Recent analysis bore out this challenge.

Consider generating a frequency distribution for quote arrival times for a single currency instrument, say EURUSD stored in a standard CSV file of the following format (with header line):

`pair,date,bid,ask`

EURUSD,2009-01-26 00:00:11.000,1.294500,1.294800

Considering all such irregularly-spaced quotes for 26 Jan 2009, calculate the temporal frequency distribution by both hour and minute. Turns out this is a bit harder in R than one naïvely expects. Any readers with R expertise, suggestions are welcome for improving the below code (admittedly not the most beautiful).

Assume a data frame, named *data*, has been loaded which contains all the above tick data.

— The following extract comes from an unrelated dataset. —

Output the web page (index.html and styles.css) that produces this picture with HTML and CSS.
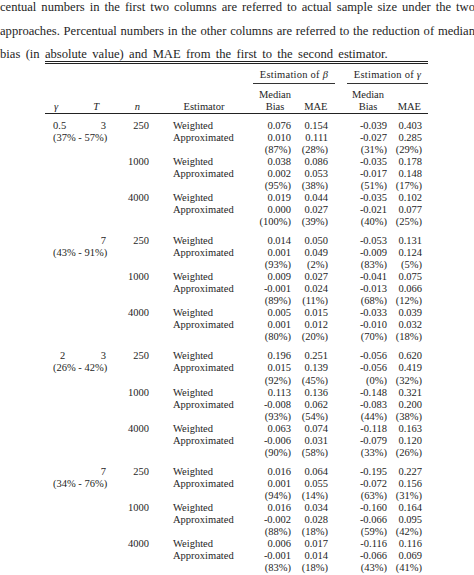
FILE: index.html
```html
<!DOCTYPE html>
<html>
<head>
<meta charset="utf-8">
<link rel="stylesheet" href="styles.css">
</head>
<body>
<div class="caption">
  <div class="line just">centual numbers in the first two columns are referred to actual sample size under the two</div>
  <div class="line just">approaches. Percentual numbers in the other columns are referred to the reduction of median</div>
  <div class="line last">bias (in absolute value) and MAE from the first to the second estimator.</div>
</div>

<div class="table">
  <div class="hrow1">
    <div class="span56"><span>Estimation of <i>β</i></span></div>
    <div class="span78"><span>Estimation of <i>γ</i></span></div>
  </div>
  <div class="hrow2">
    <div class="c1 hg"><i>γ</i></div>
    <div class="c2 ht"><i>T</i></div>
    <div class="c3 hn"><i>n</i></div>
    <div class="c4 he">Estimator</div>
    <div class="c5 hv5"><span class="stack">Median<br>Bias</span></div>
    <div class="c6 hv6">MAE</div>
    <div class="c7 hv7"><span class="stack">Median<br>Bias</span></div>
    <div class="c8 hv8">MAE</div>
  </div>

  <div class="tbody">
    <div class="group">
      <div class="row"><div class="c1 g">0.5</div><div class="c2 t">3</div><div class="c3 n">250</div><div class="c4 e">Weighted</div><div class="c5 v">0.076</div><div class="c6 v">0.154</div><div class="c7 v">-0.039</div><div class="c8 v">0.403</div></div>
      <div class="row"><div class="c12 g">(37% - 57%)</div><div class="c4 e">Approximated</div><div class="c5 v">0.010</div><div class="c6 v">0.111</div><div class="c7 v">-0.027</div><div class="c8 v">0.285</div></div>
      <div class="row"><div class="c5 v">(87%)</div><div class="c6 v">(28%)</div><div class="c7 v">(31%)</div><div class="c8 v">(29%)</div></div>
      <div class="row"><div class="c3 n">1000</div><div class="c4 e">Weighted</div><div class="c5 v">0.038</div><div class="c6 v">0.086</div><div class="c7 v">-0.035</div><div class="c8 v">0.178</div></div>
      <div class="row"><div class="c4 e">Approximated</div><div class="c5 v">0.002</div><div class="c6 v">0.053</div><div class="c7 v">-0.017</div><div class="c8 v">0.148</div></div>
      <div class="row"><div class="c5 v">(95%)</div><div class="c6 v">(38%)</div><div class="c7 v">(51%)</div><div class="c8 v">(17%)</div></div>
      <div class="row"><div class="c3 n">4000</div><div class="c4 e">Weighted</div><div class="c5 v">0.019</div><div class="c6 v">0.044</div><div class="c7 v">-0.035</div><div class="c8 v">0.102</div></div>
      <div class="row"><div class="c4 e">Approximated</div><div class="c5 v">0.000</div><div class="c6 v">0.027</div><div class="c7 v">-0.021</div><div class="c8 v">0.077</div></div>
      <div class="row"><div class="c5 v">(100%)</div><div class="c6 v">(39%)</div><div class="c7 v">(40%)</div><div class="c8 v">(25%)</div></div>
    </div>

    <div class="group">
      <div class="row"><div class="c2 t">7</div><div class="c3 n">250</div><div class="c4 e">Weighted</div><div class="c5 v">0.014</div><div class="c6 v">0.050</div><div class="c7 v">-0.053</div><div class="c8 v">0.131</div></div>
      <div class="row"><div class="c12 g">(43% - 91%)</div><div class="c4 e">Approximated</div><div class="c5 v">0.001</div><div class="c6 v">0.049</div><div class="c7 v">-0.009</div><div class="c8 v">0.124</div></div>
      <div class="row"><div class="c5 v">(93%)</div><div class="c6 v">(2%)</div><div class="c7 v">(83%)</div><div class="c8 v">(5%)</div></div>
      <div class="row"><div class="c3 n">1000</div><div class="c4 e">Weighted</div><div class="c5 v">0.009</div><div class="c6 v">0.027</div><div class="c7 v">-0.041</div><div class="c8 v">0.075</div></div>
      <div class="row"><div class="c4 e">Approximated</div><div class="c5 v">-0.001</div><div class="c6 v">0.024</div><div class="c7 v">-0.013</div><div class="c8 v">0.066</div></div>
      <div class="row"><div class="c5 v">(89%)</div><div class="c6 v">(11%)</div><div class="c7 v">(68%)</div><div class="c8 v">(12%)</div></div>
      <div class="row"><div class="c3 n">4000</div><div class="c4 e">Weighted</div><div class="c5 v">0.005</div><div class="c6 v">0.015</div><div class="c7 v">-0.033</div><div class="c8 v">0.039</div></div>
      <div class="row"><div class="c4 e">Approximated</div><div class="c5 v">0.001</div><div class="c6 v">0.012</div><div class="c7 v">-0.010</div><div class="c8 v">0.032</div></div>
      <div class="row"><div class="c5 v">(80%)</div><div class="c6 v">(20%)</div><div class="c7 v">(70%)</div><div class="c8 v">(18%)</div></div>
    </div>

    <div class="group">
      <div class="row"><div class="c1 g g2">2</div><div class="c2 t">3</div><div class="c3 n">250</div><div class="c4 e">Weighted</div><div class="c5 v">0.196</div><div class="c6 v">0.251</div><div class="c7 v">-0.056</div><div class="c8 v">0.620</div></div>
      <div class="row"><div class="c12 g">(26% - 42%)</div><div class="c4 e">Approximated</div><div class="c5 v">0.015</div><div class="c6 v">0.139</div><div class="c7 v">-0.056</div><div class="c8 v">0.419</div></div>
      <div class="row"><div class="c5 v">(92%)</div><div class="c6 v">(45%)</div><div class="c7 v">(0%)</div><div class="c8 v">(32%)</div></div>
      <div class="row"><div class="c3 n">1000</div><div class="c4 e">Weighted</div><div class="c5 v">0.113</div><div class="c6 v">0.136</div><div class="c7 v">-0.148</div><div class="c8 v">0.321</div></div>
      <div class="row"><div class="c4 e">Approximated</div><div class="c5 v">-0.008</div><div class="c6 v">0.062</div><div class="c7 v">-0.083</div><div class="c8 v">0.200</div></div>
      <div class="row"><div class="c5 v">(93%)</div><div class="c6 v">(54%)</div><div class="c7 v">(44%)</div><div class="c8 v">(38%)</div></div>
      <div class="row"><div class="c3 n">4000</div><div class="c4 e">Weighted</div><div class="c5 v">0.063</div><div class="c6 v">0.074</div><div class="c7 v">-0.118</div><div class="c8 v">0.163</div></div>
      <div class="row"><div class="c4 e">Approximated</div><div class="c5 v">-0.006</div><div class="c6 v">0.031</div><div class="c7 v">-0.079</div><div class="c8 v">0.120</div></div>
      <div class="row"><div class="c5 v">(90%)</div><div class="c6 v">(58%)</div><div class="c7 v">(33%)</div><div class="c8 v">(26%)</div></div>
    </div>

    <div class="group">
      <div class="row"><div class="c2 t">7</div><div class="c3 n">250</div><div class="c4 e">Weighted</div><div class="c5 v">0.016</div><div class="c6 v">0.064</div><div class="c7 v">-0.195</div><div class="c8 v">0.227</div></div>
      <div class="row"><div class="c12 g">(34% - 76%)</div><div class="c4 e">Approximated</div><div class="c5 v">0.001</div><div class="c6 v">0.055</div><div class="c7 v">-0.072</div><div class="c8 v">0.156</div></div>
      <div class="row"><div class="c5 v">(94%)</div><div class="c6 v">(14%)</div><div class="c7 v">(63%)</div><div class="c8 v">(31%)</div></div>
      <div class="row"><div class="c3 n">1000</div><div class="c4 e">Weighted</div><div class="c5 v">0.016</div><div class="c6 v">0.034</div><div class="c7 v">-0.160</div><div class="c8 v">0.164</div></div>
      <div class="row"><div class="c4 e">Approximated</div><div class="c5 v">-0.002</div><div class="c6 v">0.028</div><div class="c7 v">-0.066</div><div class="c8 v">0.095</div></div>
      <div class="row"><div class="c5 v">(88%)</div><div class="c6 v">(18%)</div><div class="c7 v">(59%)</div><div class="c8 v">(42%)</div></div>
      <div class="row"><div class="c3 n">4000</div><div class="c4 e">Weighted</div><div class="c5 v">0.006</div><div class="c6 v">0.017</div><div class="c7 v">-0.116</div><div class="c8 v">0.116</div></div>
      <div class="row"><div class="c4 e">Approximated</div><div class="c5 v">-0.001</div><div class="c6 v">0.014</div><div class="c7 v">-0.066</div><div class="c8 v">0.069</div></div>
      <div class="row"><div class="c5 v">(83%)</div><div class="c6 v">(18%)</div><div class="c7 v">(43%)</div><div class="c8 v">(41%)</div></div>
    </div>
  </div>
</div>
</body>
</html>
```

FILE: styles.css
```css
html, body {
  margin: 0;
  padding: 0;
  background: #ffffff;
  overflow: hidden;
}

body {
  font-family: "Liberation Serif", "Times New Roman", serif;
  color: #1e1e1e;
}

.caption {
  margin-top: -4.2px;
  width: 475px;
  font-size: 12.6px;
  line-height: 23.7px;
}

.line.just {
  text-align: justify;
  text-align-last: justify;
  word-spacing: -1.5px;
}

.line.last {
  white-space: nowrap;
  word-spacing: 2.2px;
}

.table {
  margin-top: -5.6px;
  margin-left: 45px;
  width: 383px;
  border-top: 3px double #222;
  padding-top: 4.5px;
  font-size: 10.5px;
  line-height: 12.05px;
}

.hrow1,
.hrow2,
.row {
  display: grid;
  grid-template-columns: 30px 37px 55px 80px 50px 37px 59px 35px;
}

.hrow1 .span56 {
  grid-column: 5 / 7;
  margin-left: 6px;
  margin-right: -1px;
  text-align: center;
  padding-bottom: 1.7px;
  border-bottom: 1px solid #333;
  letter-spacing: 0.25px;
}

.hrow1 .span78 {
  grid-column: 7 / 9;
  margin-left: 13px;
  text-align: center;
  padding-bottom: 1.7px;
  border-bottom: 1px solid #333;
  letter-spacing: 0.25px;
}

.hrow2 {
  margin-top: 4.95px;
  align-items: end;
  border-bottom: 1px solid #222;
}

.c1 { grid-column: 1; }
.c2 { grid-column: 2; }
.c3 { grid-column: 3; }
.c4 { grid-column: 4; }
.c5 { grid-column: 5; }
.c6 { grid-column: 6; }
.c7 { grid-column: 7; }
.c8 { grid-column: 8; }
.c12 { grid-column: 1 / 3; }

.hg { padding-left: 9px; }
.ht { text-align: right; padding-right: 13px; }
.hn { text-align: right; padding-right: 27px; }
.he { text-align: center; padding-right: 6px; }
.hv5 { text-align: right; padding-right: 6px; }
.hv6 { text-align: right; padding-right: 6.5px; }
.hv7 { text-align: right; padding-right: 9px; }
.hv8 { text-align: right; padding-right: 7px; }

.stack {
  display: inline-block;
  text-align: center;
}

.tbody {
  padding-top: 6.1px;
}

.group + .group {
  margin-top: 6.95px;
}

.row {
  height: 12.05px;
  white-space: nowrap;
}

.g { padding-left: 8px; }
.g2 { padding-left: 15px; }
.t { text-align: right; padding-right: 6px; }
.n { text-align: right; padding-right: 18px; }
.e { padding-left: 6px; }
.v { text-align: right; padding-right: 6px; }
```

Begin by parsing the dates assuming a non-standard format, generating an ordered vector of *numeric* timestamps, measured in number of seconds since the epoch:

`datesNum <- as.numeric(as.POSIXct(strptime(as.character(data$date), "%Y-%m-%d %H:%M:%OS")))`

Next, truncate timestamps to be zero-based and convert to desired time unit (divide by 60 for minutes, 360 for hours):

`datesNum <- datesNum - min(datesNum)`

datesNum <- datesNum / 60

Now comes the R magic, made possible by converting the quote arrival timestamps into numerics:

`plot(cbind(table(cut(datesNum, seq(min(datesNum), max(datesNum), by=1), right=FALSE))), type="l", xlab="Minutes", ylab="Quote Frequency")`

This expression requires a bit of unpacking to see how it fits together (for more detailed explanation, see r-tutor):

- Range: calculate the range of timestamps, as returned by
`min()`

and`max()`

- Subinterval partitions: partition the range into non-overlapping sub-intervals by defining a sequence of equal distance break points, via
`seq()`

- Classification: classify each of the timestamps according to the sub-intervals, left closed and right open, via
`cut()`

- Frequencies: compute frequency of timestamps in each sub-interval via
`table()`

- Column binding: bind the sub-interval time and frequency columns via
`cbind()`

Given that, `plot()`

generates a simple line graph whose x-axis is the sub-interval time unit values (*i.e.* minutes or hours) and y-axis is the frequency of quotes which arrived in that sub-interval of time.

For those conducting high-frequency analysis, R packages suited for irregular-spaced methods include zoo, xts, its, tseries, and fts.

Hello,

xtsis another package suitable for irregularly-spaced time-series. It is heavily optimized for speed and memory, which allows you to quickly manipulate objects of several million rows.This code should provide similar results to your code above, but the times are aligned by minutes instead of time since the first observation.

See ?endpoints for details as well as vignette(“xts”) for more information.

Best,

Josh

# create random bid/ask data

require(xts)

N <- 1e7

data <- 1.2945+rnorm(N)/1000

data <- cbind(data,data+runif(N)/1000)

colnames(data) <- c("bid","ask")

# create and order random times

times <- Sys.time()-N:1+rnorm(N)*100

times <- times[order(times)]

# create xts object from data and times

EURUSD <- xts(data, times)

# create quote frequency chart

plot(diff(endpoints(EURUSD,"minutes")),type='l')

@Josh: thanks for your comments; nice work on xts. I am updating the post to include reference to it.